Étape 16 : Luchon – Pau
Ils se sont donné bien du mal, Lance Armstrong et Christophe Moreau (39 ans aux prunes), présents dans la bonne échappée qui a “fait” les cols mythiques des Pyrénées : Aspin, Peyresourde, Tourmalet, Aubisque. Mais si Moreau a réussi une bonne opération en réalisant une spectaculaire remontée au classement de la Montagne, Armstrong qui n’a plus sprinté depuis une éternité et qui de toute manière avait les jambes lourdes dans le final termine sixième, battu par un Fédrigo impérial qui n’a laissé aucune chance à ses adversaires - dont le malheureux Casar qui fait deux pour la sixième fois sur le Tour.
Passe de trois pyrénéenne pour les Français (Riblon, Voeckler, Fédrigo), avec les deux précédents succès de Casar et Riblon ! Il y a longtemps qu’on n’avait pas été à pareille fête.

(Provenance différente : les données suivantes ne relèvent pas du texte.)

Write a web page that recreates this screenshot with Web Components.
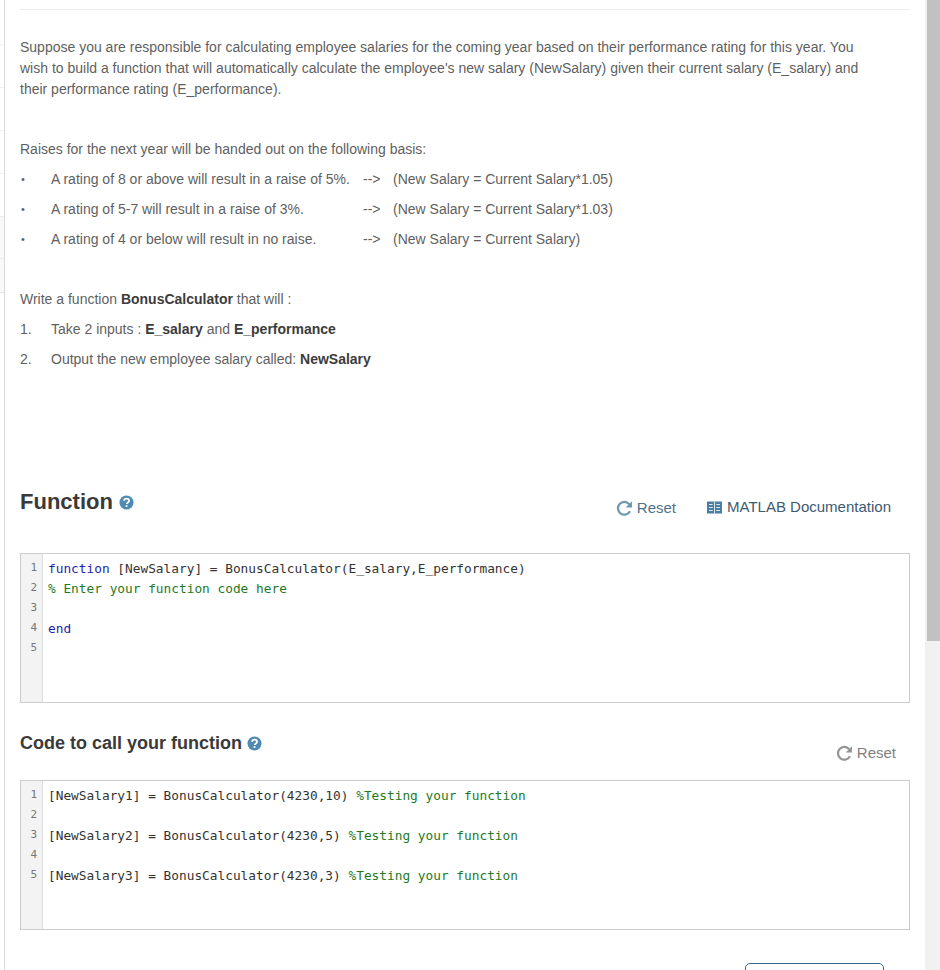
<!DOCTYPE html>
<html>
<head>
<meta charset="utf-8">
<title>Function</title>
<style>
  html, body { margin: 0; height: 100%; overflow: hidden; background: #fff; }
  body { font-family: "Liberation Sans", Arial, sans-serif; color: #5f5f5f; }
</style>
</head>
<body>

<problem-page>
  <page-rule></page-rule>

  <prose-line>Suppose you are responsible for calculating employee salaries for the coming year based on their performance rating for this year. You wish to build a function that will automatically calculate the employee's new salary (NewSalary) given their current salary (E_salary) and their performance rating (E_performance).</prose-line>
  <prose-line></prose-line>
  <prose-line>Raises for the next year will be handed out on the following basis:</prose-line>
  <raise-row mark="•" formula="(New Salary = Current Salary*1.05)">A rating of 8 or above will result in a raise of 5%.</raise-row>
  <raise-row mark="•" formula="(New Salary = Current Salary*1.03)">A rating of 5-7 will result in a raise of 3%.</raise-row>
  <raise-row mark="•" formula="(New Salary = Current Salary)">A rating of 4 or below will result in no raise.</raise-row>
  <prose-line></prose-line>
  <prose-line>Write a function <b-text>BonusCalculator</b-text> that will :</prose-line>
  <raise-row mark="1.">Take 2 inputs : <b-text>E_salary</b-text> and <b-text>E_performance</b-text></raise-row>
  <raise-row mark="2.">Output the new employee salary called: <b-text>NewSalary</b-text></raise-row>

  <section-head level="1" title="Function" style="margin-top:119px">
    <reset-link tone="blue"></reset-link>
    <doc-link>MATLAB Documentation</doc-link>
  </section-head>
  <code-editor style="margin-top:35px">
    <code-line><code-token kind="kw">function</code-token> [NewSalary] = BonusCalculator(E_salary,E_performance)</code-line>
    <code-line><code-token kind="cm">% Enter your function code here</code-token></code-line>
    <code-line></code-line>
    <code-line><code-token kind="kw">end</code-token></code-line>
    <code-line></code-line>
  </code-editor>

  <section-head level="2" title="Code to call your function" style="margin-top:27px">
    <reset-link tone="grey"></reset-link>
  </section-head>
  <code-editor style="margin-top:17px">
    <code-line>[NewSalary1] = BonusCalculator(4230,10) <code-token kind="cm">%Testing your function</code-token></code-line>
    <code-line></code-line>
    <code-line>[NewSalary2] = BonusCalculator(4230,5) <code-token kind="cm">%Testing your function</code-token></code-line>
    <code-line></code-line>
    <code-line>[NewSalary3] = BonusCalculator(4230,3) <code-token kind="cm">%Testing your function</code-token></code-line>
  </code-editor>

  <submit-stub></submit-stub>
</problem-page>

<script>
"use strict";

// Templates are written indented, so drop the whitespace between tags:
// code lines use white-space: pre and would render it as line breaks.
function shadow(el, html) {
  el.attachShadow({ mode: "open" }).innerHTML = html.replace(/>\s+</g, "><").trim();
}

class ProblemPage extends HTMLElement {
  constructor() {
    super();
    shadow(this, `
<style>
:host {
  display: flex;
  height: 970px;
  overflow: hidden;
}
.rail {
  flex: 0 0 4px;
  border-right: 1px solid #d9d9d9;
  background:
    linear-gradient(#eee, #eee) 0 44px / 100% 1px no-repeat,
    linear-gradient(#eee, #eee) 0 87px / 100% 1px no-repeat,
    linear-gradient(#eee, #eee) 0 130px / 100% 1px no-repeat,
    linear-gradient(#eee, #eee) 0 173px / 100% 1px no-repeat,
    linear-gradient(#eee, #eee) 0 216px / 100% 1px no-repeat,
    linear-gradient(#eee, #eee) 0 258px / 100% 1px no-repeat,
    linear-gradient(#e4e4e4, #e4e4e4) 0 292px / 100% 1px no-repeat,
    linear-gradient(#f9f9f9, #f9f9f9) 0 216px / 100% 76px no-repeat;
}
main {
  flex: 1;
  min-width: 0;
  padding: 9px 15px 0;
}
.track {
  flex: 0 0 13px;
  padding-left: 2px;
  background: #f1f1f1;
}
.thumb {
  height: 641px;
  background: #c1c1c1;
}
</style>
<div class="rail"></div>
<main><slot></slot></main>
<div class="track"><div class="thumb"></div></div>`);
  }
}
customElements.define("problem-page", ProblemPage);

class PageRule extends HTMLElement {
  constructor() {
    super();
    shadow(this, `<style>:host { display: block; height: 1px; background: #ececec; margin-bottom: 27px; }</style>`);
  }
}
customElements.define("page-rule", PageRule);

class ProseLine extends HTMLElement {
  constructor() {
    super();
    shadow(this, `
<style>
:host {
  display: block;
  max-width: 850px;
  min-height: 21px;
  margin-bottom: 9px;
  font-size: 14px;
  line-height: 21px;
  color: #5f5f5f;
}
</style>
<slot></slot>`);
  }
}
customElements.define("prose-line", ProseLine);

class BText extends HTMLElement {
  constructor() {
    super();
    shadow(this, `<style>:host { font-weight: 700; color: #3c3c3c; }</style><slot></slot>`);
  }
}
customElements.define("b-text", BText);

class RaiseRow extends HTMLElement {
  constructor() {
    super();
    shadow(this, `
<style>
:host {
  display: grid;
  grid-template-columns: 31px 312px 30px 1fr;
  height: 21px;
  margin-bottom: 9px;
  font-size: 14px;
  line-height: 21px;
  color: #5f5f5f;
  white-space: nowrap;
}
:host(:not([formula])) { grid-template-columns: 31px 1fr; }
:host(:not([formula])) .arrow, :host(:not([formula])) .formula { display: none; }
:host([mark="•"]) .mark { font-size: 11px; padding-left: 1px; }
</style>
<span class="mark"></span>
<span><slot></slot></span>
<span class="arrow">--&gt;</span>
<span class="formula"></span>`);
  }
  connectedCallback() {
    this.shadowRoot.querySelector(".mark").textContent = this.getAttribute("mark");
    this.shadowRoot.querySelector(".formula").textContent = this.getAttribute("formula") || "";
  }
}
customElements.define("raise-row", RaiseRow);

class SectionHead extends HTMLElement {
  constructor() {
    super();
    shadow(this, `
<style>
:host {
  display: flex;
  justify-content: space-between;
  align-items: flex-start;
}
h2 {
  display: flex;
  align-items: center;
  gap: 6px;
  margin: 0;
  color: #3a3a3a;
  font-weight: 700;
}
:host([level="1"]) h2 { font-size: 22px; line-height: 26px; }
:host([level="2"]) h2 { font-size: 18px; line-height: 26px; gap: 5px; }
svg { width: 15px; height: 15px; flex: none; }
.tools {
  display: flex;
  gap: 31px;
  padding: 9px 19px 0 0;
}
:host([level="2"]) .tools { padding: 13px 14px 0 0; }
</style>
<h2><span class="title"></span>
  <svg viewBox="0 0 16 16" aria-hidden="true">
    <circle cx="8" cy="8" r="7.5" fill="#4f8bb0"/>
    <path d="M5.4 6.2C5.5 4.6 6.6 3.8 8.1 3.8c1.5 0 2.6.9 2.6 2.2 0 1-.6 1.5-1.3 2-.6.4-.9.7-.9 1.4v.3" fill="none" stroke="#fff" stroke-width="1.9"/>
    <rect x="7.1" y="10.8" width="1.9" height="1.9" fill="#fff"/>
  </svg>
</h2>
<div class="tools"><slot></slot></div>`);
  }
  connectedCallback() {
    this.shadowRoot.querySelector(".title").textContent = this.getAttribute("title");
    this.removeAttribute("title");
  }
}
customElements.define("section-head", SectionHead);

class ResetLink extends HTMLElement {
  constructor() {
    super();
    shadow(this, `
<style>
:host {
  display: inline-flex;
  align-items: center;
  gap: 4px;
  font-size: 15px;
  line-height: 20px;
  color: #50718a;
}
:host([tone="grey"]) { color: #808080; }
svg { width: 17px; height: 17px; color: #6c97b0; }
:host([tone="grey"]) svg { color: #949494; }
</style>
<svg viewBox="0 0 16 16" aria-hidden="true">
  <path d="M13.2 10.6A6 6 0 1 1 12.4 3.9" fill="none" stroke="currentColor" stroke-width="2.1"/>
  <path d="M15 1.2V7H9.2Z" fill="currentColor"/>
</svg>
<span>Reset</span>`);
  }
}
customElements.define("reset-link", ResetLink);

class DocLink extends HTMLElement {
  constructor() {
    super();
    shadow(this, `
<style>
:host {
  display: inline-flex;
  align-items: center;
  gap: 5px;
  margin-top: -2px;
  font-size: 15px;
  line-height: 20px;
  color: #3d5a73;
}
svg { width: 15px; height: 13px; }
</style>
<svg viewBox="0 0 15 13" aria-hidden="true">
  <rect y="0.5" width="15" height="12" fill="#4a7fa5"/>
  <rect x="7" y="0.5" width="1" height="12" fill="#dce8f0"/>
  <path d="M2 3.5h3.8M2 6.5h3.8M2 9.5h3.8M9.2 3.5H13M9.2 6.5H13M9.2 9.5H13" stroke="#dce8f0" stroke-width="1.2"/>
</svg>
<span><slot></slot></span>`);
  }
}
customElements.define("doc-link", DocLink);

class CodeEditor extends HTMLElement {
  constructor() {
    super();
    shadow(this, `
<style>
:host {
  display: flex;
  box-sizing: border-box;
  height: 150px;
  border: 1px solid #ccc;
  background: #fff;
}
.gutter {
  flex: 0 0 22px;
  box-sizing: border-box;
  padding: 4px 5px 0 0;
  background: #f3f3f3;
  border-right: 1px solid #ddd;
  font: 11px/20px "DejaVu Sans Mono", monospace;
  color: #777;
  text-align: right;
}
.lines {
  flex: 1;
  padding: 5px 0 0 5px;
}
</style>
<div class="gutter"></div>
<div class="lines"><slot></slot></div>`);
  }
  connectedCallback() {
    const total = this.querySelectorAll("code-line").length;
    const numbers = [];
    for (let i = 1; i <= total; i++) {
      numbers.push("<div>" + i + "</div>");
    }
    this.shadowRoot.querySelector(".gutter").innerHTML = numbers.join("");
  }
}
customElements.define("code-editor", CodeEditor);

class CodeLine extends HTMLElement {
  constructor() {
    super();
    shadow(this, `
<style>
:host {
  display: block;
  height: 20px;
  font: 12.8px/20px "DejaVu Sans Mono", monospace;
  color: #333;
  white-space: pre;
}
</style>
<slot></slot>`);
  }
}
customElements.define("code-line", CodeLine);

class CodeToken extends HTMLElement {
  constructor() {
    super();
    shadow(this, `
<style>
:host([kind="kw"]) { color: #1f1fa8; }
:host([kind="cm"]) { color: #1f7a1f; }
</style>
<slot></slot>`);
  }
}
customElements.define("code-token", CodeToken);

class SubmitStub extends HTMLElement {
  constructor() {
    super();
    shadow(this, `
<style>
:host {
  display: block;
  box-sizing: border-box;
  width: 139px;
  height: 34px;
  margin: 33px 26px 0 auto;
  border: 1px solid #3a6a80;
  border-radius: 5px;
}
</style>`);
  }
}
customElements.define("submit-stub", SubmitStub);
</script>
</body>
</html>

“Cunego l’infâme” qui était dans le bon coup a encore tenté de recommencer son petit numéro : sucer les roues, s’accrocher pour un oui ou pour un non à sa voiture, bref profiter du travail des autres et arriver frais sur la ligne, mais il a trouvé à qui parler avec Fédrigo ; ce dernier est un gentil garçon mais on ne la lui fait pas et il lui a dit ce qu’il en pensait (j’ai cru un instant qu’ils allaient s’envoyer des mandales tellement ça a chauffé entre eux deux) de même qu’avec Moreau et… Armstrong qui lui ont “causé”. De gré ou de force, il a été amené à collaborer (j’imagine la menace : “fais le con, et ton équipe n’aura plus jamais le moindre bon de sortie où ce soit, tout le peloton se mettra à la planche pour reprendre ton mec”)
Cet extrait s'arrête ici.